These Gave Sufficient Employment To Our Botanists, All The Time We
Stayed Upon It, And Occasioned My Calling It Botany Isle.
On it were
several water-snakes, some pigeons, and doves, seemingly different from any
we had seen.
One of the officers shot a hawk, which proved to be of the
very same sort as our English fishing-hawks. Several fire-places, branches,
and leaves very little decayed, remains of turtle, &c. shewed that people
had lately been on the isle. The hull of a canoe, precisely of the same
shape as those we had seen at Balade, lay wrecked in the sand.

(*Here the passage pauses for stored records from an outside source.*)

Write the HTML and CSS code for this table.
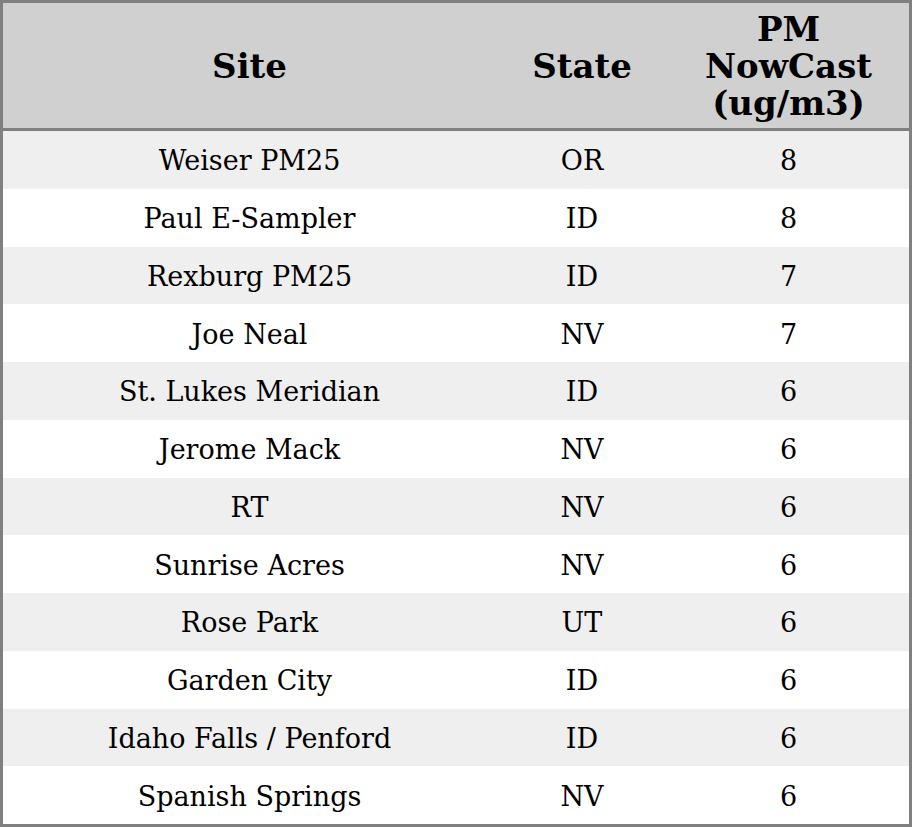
FILE: index.html
```html
<!DOCTYPE html>
<html>
<head>
<meta charset="utf-8">
<link rel="stylesheet" href="styles.css">
</head>
<body>
<table class="aq">
  <colgroup>
    <col class="c-site">
    <col class="c-state">
    <col class="c-pm">
  </colgroup>
  <thead>
    <tr><th>Site</th><th>State</th><th>PM<br>NowCast<br>(ug/m3)</th></tr>
  </thead>
  <tbody>
    <tr><td>Weiser PM25</td><td>OR</td><td>8</td></tr>
    <tr><td>Paul E-Sampler</td><td>ID</td><td>8</td></tr>
    <tr><td>Rexburg PM25</td><td>ID</td><td>7</td></tr>
    <tr><td>Joe Neal</td><td>NV</td><td>7</td></tr>
    <tr><td>St. Lukes Meridian</td><td>ID</td><td>6</td></tr>
    <tr><td>Jerome Mack</td><td>NV</td><td>6</td></tr>
    <tr><td>RT</td><td>NV</td><td>6</td></tr>
    <tr><td>Sunrise Acres</td><td>NV</td><td>6</td></tr>
    <tr><td>Rose Park</td><td>UT</td><td>6</td></tr>
    <tr><td>Garden City</td><td>ID</td><td>6</td></tr>
    <tr><td>Idaho Falls / Penford</td><td>ID</td><td>6</td></tr>
    <tr><td>Spanish Springs</td><td>NV</td><td>6</td></tr>
  </tbody>
</table>
</body>
</html>
```

FILE: styles.css
```css
html, body {
  margin: 0;
  padding: 0;
  background: #ffffff;
}
.aq {
  width: 912px;
  height: 827px;
  border-collapse: separate;
  border-spacing: 0;
  border: 3px solid #808080;
  table-layout: fixed;
  font-family: "DejaVu Serif", serif;
  color: #000;
}
.c-site { width: 493px; }
.c-state { width: 172px; }
.c-pm { width: 241px; }
.aq th {
  height: 124px;
  padding: 1px 0 0 0;
  background: #d0d0d0;
  border-bottom: 3px solid #808080;
  font-size: 34px;
  font-weight: bold;
  line-height: 37px;
  text-align: center;
  vertical-align: middle;
}
.aq td {
  height: 55.75px;
  padding: 2px 0 0 0;
  font-size: 27px;
  text-align: center;
  vertical-align: middle;
}
.aq tbody tr:nth-child(odd) td {
  background: #efefef;
}
```
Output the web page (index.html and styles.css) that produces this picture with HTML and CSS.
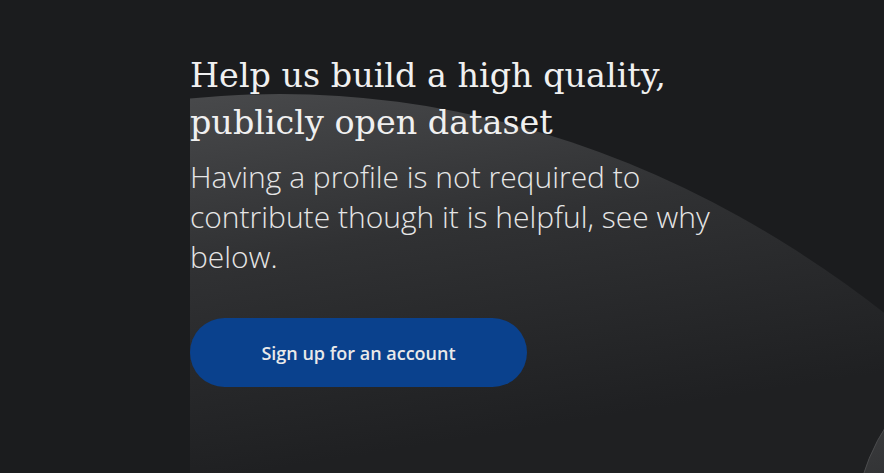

We were now
no longer at a loss to know of what trees they make their canoes, as they
can be no other than these pines. On this little isle were some which
measured twenty inches diameter, and between sixty and seventy feet in
length, and would have done very well for a foremast to the Resolution, had
one been wanting. Since trees of this size are to be found on so small a
spot, it is reasonable to expect to find some much larger on the main, and
larger isles; and, if appearances did not deceive us, we can assert it.
If I except New Zealand, I, at this time, knew of no island in the South
Pacific Ocean, where a ship could supply herself with a mast or yard, were
she ever so much distressed for want of one. Thus far the discovery is or
may be valuable.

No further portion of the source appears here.